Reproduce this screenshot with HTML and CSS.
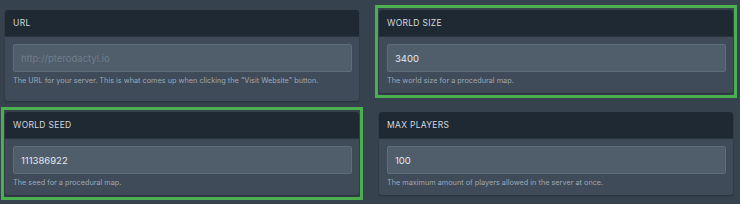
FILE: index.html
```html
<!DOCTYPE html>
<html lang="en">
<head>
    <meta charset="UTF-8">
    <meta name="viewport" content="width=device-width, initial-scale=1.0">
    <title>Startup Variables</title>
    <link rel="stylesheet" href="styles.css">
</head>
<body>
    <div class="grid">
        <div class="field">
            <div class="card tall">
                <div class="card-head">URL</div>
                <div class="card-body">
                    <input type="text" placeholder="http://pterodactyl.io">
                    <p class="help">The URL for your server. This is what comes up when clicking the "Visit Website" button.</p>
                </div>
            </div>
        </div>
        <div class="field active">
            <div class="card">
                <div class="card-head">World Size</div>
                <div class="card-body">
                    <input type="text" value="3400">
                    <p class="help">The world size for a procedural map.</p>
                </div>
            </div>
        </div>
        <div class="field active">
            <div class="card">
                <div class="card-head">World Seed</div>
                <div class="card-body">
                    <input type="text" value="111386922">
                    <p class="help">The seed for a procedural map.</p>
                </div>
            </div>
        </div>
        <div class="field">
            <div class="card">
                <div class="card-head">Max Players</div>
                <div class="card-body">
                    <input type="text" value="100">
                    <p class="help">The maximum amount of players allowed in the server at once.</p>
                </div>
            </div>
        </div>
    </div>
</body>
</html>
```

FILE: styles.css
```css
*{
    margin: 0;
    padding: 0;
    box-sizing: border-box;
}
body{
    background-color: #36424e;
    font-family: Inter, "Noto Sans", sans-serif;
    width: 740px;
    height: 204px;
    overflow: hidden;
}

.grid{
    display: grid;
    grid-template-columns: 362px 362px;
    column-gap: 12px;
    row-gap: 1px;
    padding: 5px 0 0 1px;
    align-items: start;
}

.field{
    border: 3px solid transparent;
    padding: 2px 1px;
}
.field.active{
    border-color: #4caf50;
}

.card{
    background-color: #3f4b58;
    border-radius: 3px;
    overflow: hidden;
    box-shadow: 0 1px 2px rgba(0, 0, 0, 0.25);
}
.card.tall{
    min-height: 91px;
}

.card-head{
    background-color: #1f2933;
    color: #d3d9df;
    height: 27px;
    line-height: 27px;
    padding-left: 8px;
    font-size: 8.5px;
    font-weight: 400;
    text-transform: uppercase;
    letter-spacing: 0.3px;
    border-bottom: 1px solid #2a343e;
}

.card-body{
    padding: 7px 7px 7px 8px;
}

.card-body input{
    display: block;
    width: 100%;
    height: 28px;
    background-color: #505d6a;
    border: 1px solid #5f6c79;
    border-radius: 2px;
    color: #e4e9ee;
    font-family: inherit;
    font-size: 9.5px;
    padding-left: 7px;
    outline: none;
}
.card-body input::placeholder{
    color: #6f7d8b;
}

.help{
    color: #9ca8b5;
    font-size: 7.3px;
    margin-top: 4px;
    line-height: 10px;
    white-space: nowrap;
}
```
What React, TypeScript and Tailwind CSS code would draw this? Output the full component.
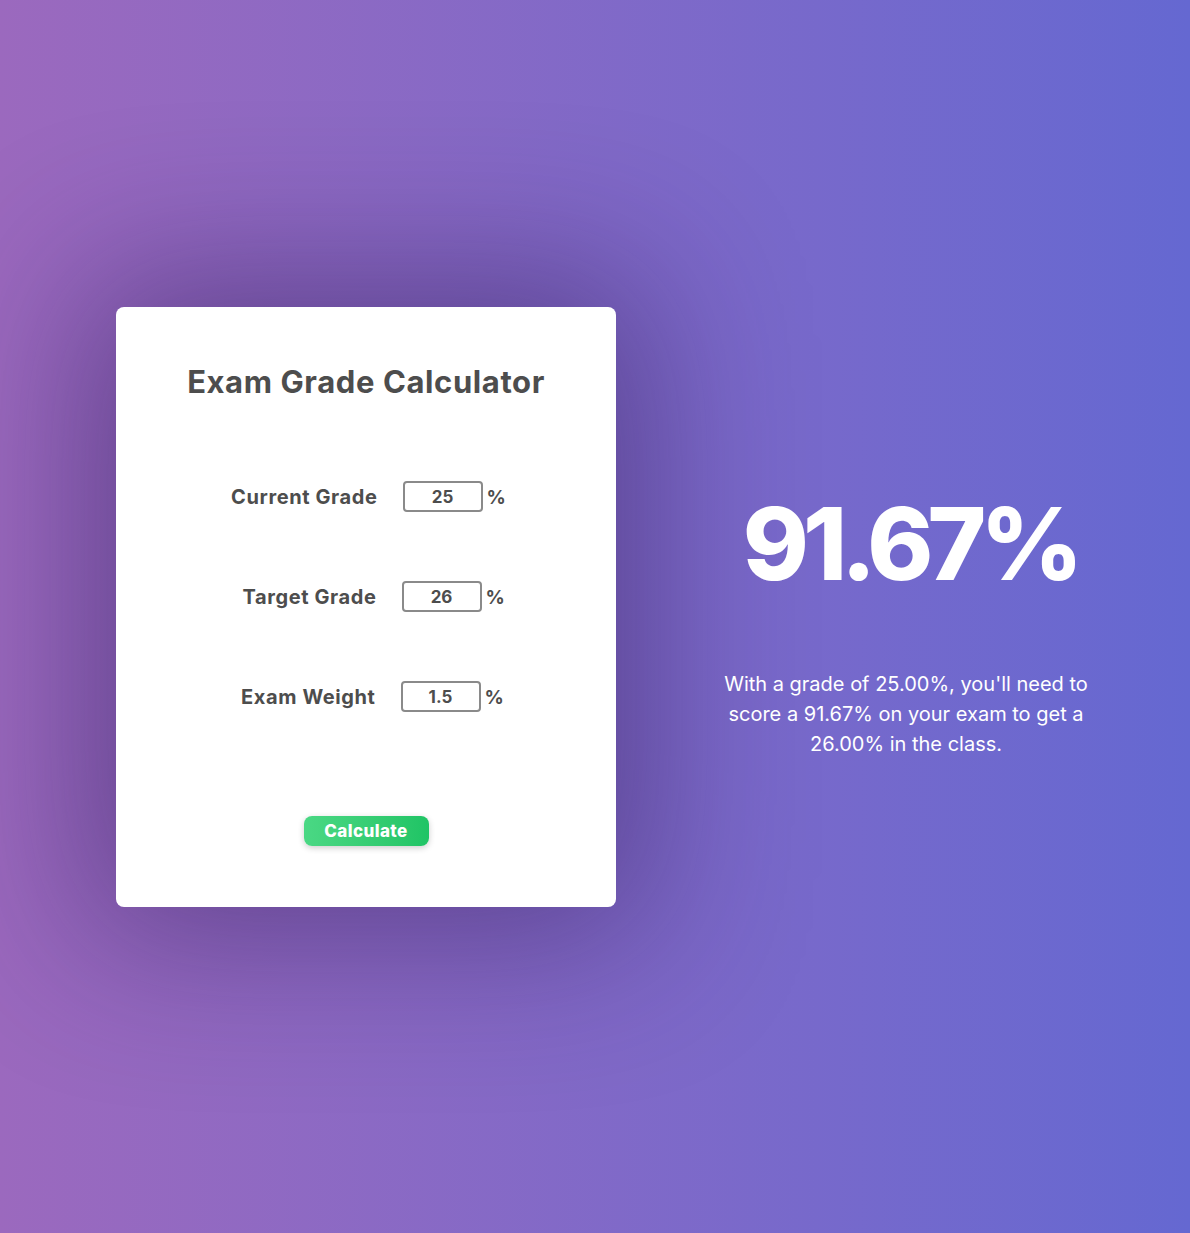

-- Directions --
Images should not appear in the copy; retype the listing above exactly.

-- Output for this exercise --
Reproduce this screenshot with HTML and CSS.
FILE: index.html
```html
<!DOCTYPE html>
<html lang="en">
<head>
    <meta charset="UTF-8">
    <meta name="viewport" content="width=device-width, initial-scale=1.0">
    <title>Startup Variables</title>
    <link rel="stylesheet" href="styles.css">
</head>
<body>
    <div class="grid">
        <div class="field">
            <div class="card tall">
                <div class="card-head">URL</div>
                <div class="card-body">
                    <input type="text" placeholder="http://pterodactyl.io">
                    <p class="help">The URL for your server. This is what comes up when clicking the "Visit Website" button.</p>
                </div>
            </div>
        </div>
        <div class="field active">
            <div class="card">
                <div class="card-head">World Size</div>
                <div class="card-body">
                    <input type="text" value="3400">
                    <p class="help">The world size for a procedural map.</p>
                </div>
            </div>
        </div>
        <div class="field active">
            <div class="card">
                <div class="card-head">World Seed</div>
                <div class="card-body">
                    <input type="text" value="111386922">
                    <p class="help">The seed for a procedural map.</p>
                </div>
            </div>
        </div>
        <div class="field">
            <div class="card">
                <div class="card-head">Max Players</div>
                <div class="card-body">
                    <input type="text" value="100">
                    <p class="help">The maximum amount of players allowed in the server at once.</p>
                </div>
            </div>
        </div>
    </div>
</body>
</html>
```

FILE: styles.css
```css
*{
    margin: 0;
    padding: 0;
    box-sizing: border-box;
}
body{
    background-color: #36424e;
    font-family: Inter, "Noto Sans", sans-serif;
    width: 740px;
    height: 204px;
    overflow: hidden;
}

.grid{
    display: grid;
    grid-template-columns: 362px 362px;
    column-gap: 12px;
    row-gap: 1px;
    padding: 5px 0 0 1px;
    align-items: start;
}

.field{
    border: 3px solid transparent;
    padding: 2px 1px;
}
.field.active{
    border-color: #4caf50;
}

.card{
    background-color: #3f4b58;
    border-radius: 3px;
    overflow: hidden;
    box-shadow: 0 1px 2px rgba(0, 0, 0, 0.25);
}
.card.tall{
    min-height: 91px;
}

.card-head{
    background-color: #1f2933;
    color: #d3d9df;
    height: 27px;
    line-height: 27px;
    padding-left: 8px;
    font-size: 8.5px;
    font-weight: 400;
    text-transform: uppercase;
    letter-spacing: 0.3px;
    border-bottom: 1px solid #2a343e;
}

.card-body{
    padding: 7px 7px 7px 8px;
}

.card-body input{
    display: block;
    width: 100%;
    height: 28px;
    background-color: #505d6a;
    border: 1px solid #5f6c79;
    border-radius: 2px;
    color: #e4e9ee;
    font-family: inherit;
    font-size: 9.5px;
    padding-left: 7px;
    outline: none;
}
.card-body input::placeholder{
    color: #6f7d8b;
}

.help{
    color: #9ca8b5;
    font-size: 7.3px;
    margin-top: 4px;
    line-height: 10px;
    white-space: nowrap;
}
```
What React, TypeScript and Tailwind CSS code would draw this? Output the full component.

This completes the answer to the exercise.